● **Exercise**
Write out the full listing exactly as given, minus the images.

● **Rows**
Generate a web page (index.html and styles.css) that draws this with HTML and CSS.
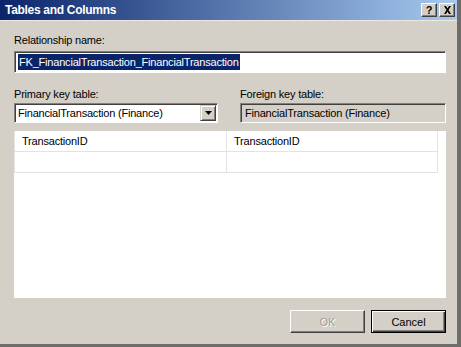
FILE: index.html
```html
<!DOCTYPE html>
<html lang="en">
<head>
    <meta charset="UTF-8">
    <title>Tables and Columns</title>
    <link rel="stylesheet" href="styles.css">
</head>
<body>
    <div class="window">
        <div class="title-bar">
            <span class="title">Tables and Columns</span>
            <div class="title-buttons">
                <span class="title-btn">?</span>
                <span class="title-btn">
                    <svg width="9" height="8" viewBox="0 0 9 8">
                        <path d="M1 0h2l1.5 2.5L6 0h2L5.5 4L8 8H6L4.5 5.5L3 8H1l2.5-4z" fill="#000"/>
                    </svg>
                </span>
            </div>
        </div>

        <div class="content">
            <label class="label">Relationship name:</label>
            <div class="textbox"><span class="selected">FK_FinancialTransaction_FinancialTransaction</span></div>

            <div class="tables">
                <div class="field">
                    <label class="label">Primary key table:</label>
                    <div class="combo">
                        <span>FinancialTransaction (Finance)</span>
                        <span class="combo-btn">
                            <svg width="7" height="4" viewBox="0 0 7 4"><path d="M0 0h7L3.5 4z" fill="#000"/></svg>
                        </span>
                    </div>
                </div>
                <div class="field">
                    <label class="label">Foreign key table:</label>
                    <div class="readonly">FinancialTransaction (Finance)</div>
                </div>
            </div>

            <div class="grid">
                <div class="grid-row">
                    <div class="cell">TransactionID</div>
                    <div class="cell">TransactionID</div>
                </div>
                <div class="grid-row">
                    <div class="cell"></div>
                    <div class="cell"></div>
                </div>
            </div>

            <div class="actions">
                <button class="btn" disabled>OK</button>
                <button class="btn default">Cancel</button>
            </div>
        </div>
    </div>
</body>
</html>
```

FILE: styles.css
```css
/* Classic dialog */
body {
    margin: 0;
    background: #d4d0c8;
}

.window {
    width: 461px;
    height: 347px;
    box-sizing: border-box;
    background: #d4d0c8;
    border-right: 4px solid #6f6d69;
    border-bottom: 3px solid #6f6d69;
    font-family: "Liberation Sans", Arial, sans-serif;
    font-size: 11px;
    letter-spacing: -0.2px;
    color: #000;
}

.title-bar {
    height: 20px;
    border-bottom: 1px solid #ece9e2;
    background: linear-gradient(to right, #0a246a, #a6caf0);
    display: flex;
    align-items: center;
    justify-content: space-between;
    padding: 0 2px 0 5px;
}

.title {
    color: #fff;
    font-weight: bold;
    font-size: 12px;
    letter-spacing: -0.3px;
}

.title-buttons {
    display: flex;
    gap: 2px;
}

.title-btn {
    width: 16px;
    height: 14px;
    box-sizing: border-box;
    background: #d4d0c8;
    border: 1px solid;
    border-color: #fff #404040 #404040 #fff;
    box-shadow: inset -1px -1px #808080;
    display: flex;
    align-items: center;
    justify-content: center;
    font-weight: bold;
    font-size: 11px;
    line-height: 1;
}

.content {
    padding: 13px 11px 0 14px;
}

.label {
    display: block;
    line-height: 13px;
}

.textbox {
    margin-top: 4px;
    height: 22px;
    box-sizing: border-box;
    background: #fff;
    border: 1px solid;
    border-color: #808080 #fff #fff #808080;
    box-shadow: inset 1px 1px #404040;
    padding: 2px 3px;
    line-height: 16px;
}

.selected {
    background: #0a246a;
    color: #fff;
    display: inline-block;
    padding: 0 1px;
}

.tables {
    margin-top: 15px;
    display: grid;
    grid-template-columns: 204px 206px;
    column-gap: 22px;
}

.field .label {
    margin-bottom: 2px;
}

.combo,
.readonly {
    height: 20px;
    box-sizing: border-box;
    border: 1px solid;
    border-color: #808080 #fff #fff #808080;
    box-shadow: inset 1px 1px #404040;
    display: flex;
    align-items: center;
}

.combo {
    background: #fff;
    justify-content: space-between;
    padding: 0 1px 0 3px;
}

.combo-btn {
    width: 16px;
    height: 16px;
    box-sizing: border-box;
    background: #d4d0c8;
    border: 1px solid;
    border-color: #d4d0c8 #404040 #404040 #d4d0c8;
    box-shadow: inset 1px 1px #fff, inset -1px -1px #808080;
    display: flex;
    align-items: center;
    justify-content: center;
}

.readonly {
    background: #d4d0c8;
    padding: 0 4px;
}

.grid {
    margin-top: 8px;
    height: 167px;
    background: #fff;
}

.grid-row {
    display: flex;
    width: 424px;
    border-bottom: 1px solid #e3e3e3;
}

.cell {
    height: 20px;
    line-height: 20px;
    padding-left: 7px;
    box-sizing: border-box;
    flex: 0 0 212px;
    border-left: 1px solid #e3e3e3;
}

.cell + .cell {
    border-right: 1px solid #e3e3e3;
}

.actions {
    margin-top: 12px;
    display: flex;
    justify-content: flex-end;
    gap: 6px;
}

.btn {
    width: 75px;
    height: 23px;
    background: #d4d0c8;
    border: 1px solid;
    border-color: #fff #404040 #404040 #fff;
    box-shadow: inset -1px -1px #808080;
    font-family: inherit;
    font-size: 11px;
    padding: 0;
}

.btn:disabled {
    color: #a09e99;
    text-shadow: 1px 1px #fff;
}

.btn.default {
    border: 1px solid #000;
    box-shadow: inset 1px 1px #fff, inset -1px -1px #404040, inset -2px -2px #808080;
    color: #000;
}
```
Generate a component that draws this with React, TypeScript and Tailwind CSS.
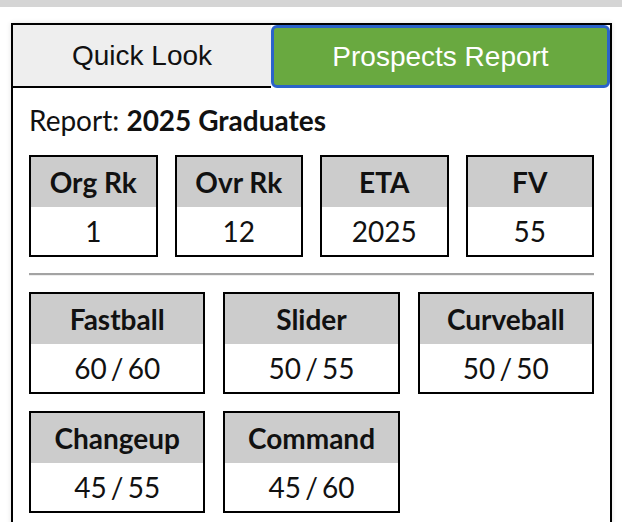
import React from "react";

const topStats = [
  { label: "Org Rk", value: "1" },
  { label: "Ovr Rk", value: "12" },
  { label: "ETA", value: "2025" },
  { label: "FV", value: "55" },
];

const pitches = [
  { label: "Fastball", value: "60 / 60" },
  { label: "Slider", value: "50 / 55" },
  { label: "Curveball", value: "50 / 50" },
  { label: "Changeup", value: "45 / 55" },
  { label: "Command", value: "45 / 60" },
];

function StatBox({ label, value }: { label: string; value: string }) {
  return (
    <div className="border-2 border-black bg-white">
      <div className="h-[50px] bg-[#cccccc] flex items-center justify-center font-bold text-[28px] text-[#111]">
        {label}
      </div>
      <div className="h-[48px] flex items-center justify-center text-[28px] text-[#111] [word-spacing:-3px]">
        {value}
      </div>
    </div>
  );
}

export default function App() {
  return (
    <div className="w-[622px] h-[522px] bg-white overflow-hidden" style={{ fontFamily: "Lato, 'Noto Sans', sans-serif" }}>
      <div className="h-[7px] bg-[#d5d5d5]" />
      <div className="mt-[16px] ml-[11px] w-[601px] h-[540px] border-2 border-black shadow-[0_0_5px_rgba(0,0,0,0.12)]">
        <div className="flex h-[63px]" style={{ fontFamily: "'Liberation Sans', Arial, sans-serif" }}>
          <div className="w-[258px] bg-[#eeeeee] border-b-2 border-black flex items-center justify-center text-[28px] text-[#111]">
            Quick Look
          </div>
          <div className="flex-1 bg-[#69a940] border-[3px] border-[#2b63c9] rounded-[6px] flex items-center justify-center text-[28px] text-white">
            Prospects Report
          </div>
        </div>
        <div className="px-[16px] pt-[16px]">
          <div className="text-[28px] leading-[1.2] text-[#111]">
            Report: <span className="font-bold">2025 Graduates</span>
          </div>
          <div className="mt-[17px] grid grid-cols-4 gap-[17px]">
            {topStats.map((s) => (
              <StatBox key={s.label} {...s} />
            ))}
          </div>
          <div className="my-[16px] border-t-2 border-[#a3a3a3] border-b border-b-[#eeeeee]" />
          <div className="grid grid-cols-3 gap-x-[18px] gap-y-[17px]">
            {pitches.map((p) => (
              <StatBox key={p.label} {...p} />
            ))}
          </div>
        </div>
      </div>
    </div>
  );
}
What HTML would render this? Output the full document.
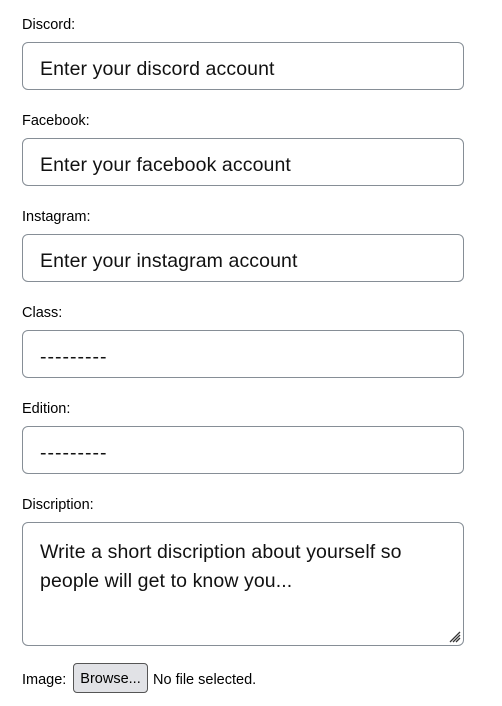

● **Answer in full**
Generate a web page (index.html and styles.css) that draws this with HTML and CSS.
FILE: index.html
```html
<!DOCTYPE html>
<html lang="en">
<head>
    <meta charset="UTF-8">
    <title>Tables and Columns</title>
    <link rel="stylesheet" href="styles.css">
</head>
<body>
    <div class="window">
        <div class="title-bar">
            <span class="title">Tables and Columns</span>
            <div class="title-buttons">
                <span class="title-btn">?</span>
                <span class="title-btn">
                    <svg width="9" height="8" viewBox="0 0 9 8">
                        <path d="M1 0h2l1.5 2.5L6 0h2L5.5 4L8 8H6L4.5 5.5L3 8H1l2.5-4z" fill="#000"/>
                    </svg>
                </span>
            </div>
        </div>

        <div class="content">
            <label class="label">Relationship name:</label>
            <div class="textbox"><span class="selected">FK_FinancialTransaction_FinancialTransaction</span></div>

            <div class="tables">
                <div class="field">
                    <label class="label">Primary key table:</label>
                    <div class="combo">
                        <span>FinancialTransaction (Finance)</span>
                        <span class="combo-btn">
                            <svg width="7" height="4" viewBox="0 0 7 4"><path d="M0 0h7L3.5 4z" fill="#000"/></svg>
                        </span>
                    </div>
                </div>
                <div class="field">
                    <label class="label">Foreign key table:</label>
                    <div class="readonly">FinancialTransaction (Finance)</div>
                </div>
            </div>

            <div class="grid">
                <div class="grid-row">
                    <div class="cell">TransactionID</div>
                    <div class="cell">TransactionID</div>
                </div>
                <div class="grid-row">
                    <div class="cell"></div>
                    <div class="cell"></div>
                </div>
            </div>

            <div class="actions">
                <button class="btn" disabled>OK</button>
                <button class="btn default">Cancel</button>
            </div>
        </div>
    </div>
</body>
</html>
```

FILE: styles.css
```css
/* Classic dialog */
body {
    margin: 0;
    background: #d4d0c8;
}

.window {
    width: 461px;
    height: 347px;
    box-sizing: border-box;
    background: #d4d0c8;
    border-right: 4px solid #6f6d69;
    border-bottom: 3px solid #6f6d69;
    font-family: "Liberation Sans", Arial, sans-serif;
    font-size: 11px;
    letter-spacing: -0.2px;
    color: #000;
}

.title-bar {
    height: 20px;
    border-bottom: 1px solid #ece9e2;
    background: linear-gradient(to right, #0a246a, #a6caf0);
    display: flex;
    align-items: center;
    justify-content: space-between;
    padding: 0 2px 0 5px;
}

.title {
    color: #fff;
    font-weight: bold;
    font-size: 12px;
    letter-spacing: -0.3px;
}

.title-buttons {
    display: flex;
    gap: 2px;
}

.title-btn {
    width: 16px;
    height: 14px;
    box-sizing: border-box;
    background: #d4d0c8;
    border: 1px solid;
    border-color: #fff #404040 #404040 #fff;
    box-shadow: inset -1px -1px #808080;
    display: flex;
    align-items: center;
    justify-content: center;
    font-weight: bold;
    font-size: 11px;
    line-height: 1;
}

.content {
    padding: 13px 11px 0 14px;
}

.label {
    display: block;
    line-height: 13px;
}

.textbox {
    margin-top: 4px;
    height: 22px;
    box-sizing: border-box;
    background: #fff;
    border: 1px solid;
    border-color: #808080 #fff #fff #808080;
    box-shadow: inset 1px 1px #404040;
    padding: 2px 3px;
    line-height: 16px;
}

.selected {
    background: #0a246a;
    color: #fff;
    display: inline-block;
    padding: 0 1px;
}

.tables {
    margin-top: 15px;
    display: grid;
    grid-template-columns: 204px 206px;
    column-gap: 22px;
}

.field .label {
    margin-bottom: 2px;
}

.combo,
.readonly {
    height: 20px;
    box-sizing: border-box;
    border: 1px solid;
    border-color: #808080 #fff #fff #808080;
    box-shadow: inset 1px 1px #404040;
    display: flex;
    align-items: center;
}

.combo {
    background: #fff;
    justify-content: space-between;
    padding: 0 1px 0 3px;
}

.combo-btn {
    width: 16px;
    height: 16px;
    box-sizing: border-box;
    background: #d4d0c8;
    border: 1px solid;
    border-color: #d4d0c8 #404040 #404040 #d4d0c8;
    box-shadow: inset 1px 1px #fff, inset -1px -1px #808080;
    display: flex;
    align-items: center;
    justify-content: center;
}

.readonly {
    background: #d4d0c8;
    padding: 0 4px;
}

.grid {
    margin-top: 8px;
    height: 167px;
    background: #fff;
}

.grid-row {
    display: flex;
    width: 424px;
    border-bottom: 1px solid #e3e3e3;
}

.cell {
    height: 20px;
    line-height: 20px;
    padding-left: 7px;
    box-sizing: border-box;
    flex: 0 0 212px;
    border-left: 1px solid #e3e3e3;
}

.cell + .cell {
    border-right: 1px solid #e3e3e3;
}

.actions {
    margin-top: 12px;
    display: flex;
    justify-content: flex-end;
    gap: 6px;
}

.btn {
    width: 75px;
    height: 23px;
    background: #d4d0c8;
    border: 1px solid;
    border-color: #fff #404040 #404040 #fff;
    box-shadow: inset -1px -1px #808080;
    font-family: inherit;
    font-size: 11px;
    padding: 0;
}

.btn:disabled {
    color: #a09e99;
    text-shadow: 1px 1px #fff;
}

.btn.default {
    border: 1px solid #000;
    box-shadow: inset 1px 1px #fff, inset -1px -1px #404040, inset -2px -2px #808080;
    color: #000;
}
```
Generate a component that draws this with React, TypeScript and Tailwind CSS.
import React from "react";

const topStats = [
  { label: "Org Rk", value: "1" },
  { label: "Ovr Rk", value: "12" },
  { label: "ETA", value: "2025" },
  { label: "FV", value: "55" },
];

const pitches = [
  { label: "Fastball", value: "60 / 60" },
  { label: "Slider", value: "50 / 55" },
  { label: "Curveball", value: "50 / 50" },
  { label: "Changeup", value: "45 / 55" },
  { label: "Command", value: "45 / 60" },
];

function StatBox({ label, value }: { label: string; value: string }) {
  return (
    <div className="border-2 border-black bg-white">
      <div className="h-[50px] bg-[#cccccc] flex items-center justify-center font-bold text-[28px] text-[#111]">
        {label}
      </div>
      <div className="h-[48px] flex items-center justify-center text-[28px] text-[#111] [word-spacing:-3px]">
        {value}
      </div>
    </div>
  );
}

export default function App() {
  return (
    <div className="w-[622px] h-[522px] bg-white overflow-hidden" style={{ fontFamily: "Lato, 'Noto Sans', sans-serif" }}>
      <div className="h-[7px] bg-[#d5d5d5]" />
      <div className="mt-[16px] ml-[11px] w-[601px] h-[540px] border-2 border-black shadow-[0_0_5px_rgba(0,0,0,0.12)]">
        <div className="flex h-[63px]" style={{ fontFamily: "'Liberation Sans', Arial, sans-serif" }}>
          <div className="w-[258px] bg-[#eeeeee] border-b-2 border-black flex items-center justify-center text-[28px] text-[#111]">
            Quick Look
          </div>
          <div className="flex-1 bg-[#69a940] border-[3px] border-[#2b63c9] rounded-[6px] flex items-center justify-center text-[28px] text-white">
            Prospects Report
          </div>
        </div>
        <div className="px-[16px] pt-[16px]">
          <div className="text-[28px] leading-[1.2] text-[#111]">
            Report: <span className="font-bold">2025 Graduates</span>
          </div>
          <div className="mt-[17px] grid grid-cols-4 gap-[17px]">
            {topStats.map((s) => (
              <StatBox key={s.label} {...s} />
            ))}
          </div>
          <div className="my-[16px] border-t-2 border-[#a3a3a3] border-b border-b-[#eeeeee]" />
          <div className="grid grid-cols-3 gap-x-[18px] gap-y-[17px]">
            {pitches.map((p) => (
              <StatBox key={p.label} {...p} />
            ))}
          </div>
        </div>
      </div>
    </div>
  );
}
What HTML would render this? Output the full document.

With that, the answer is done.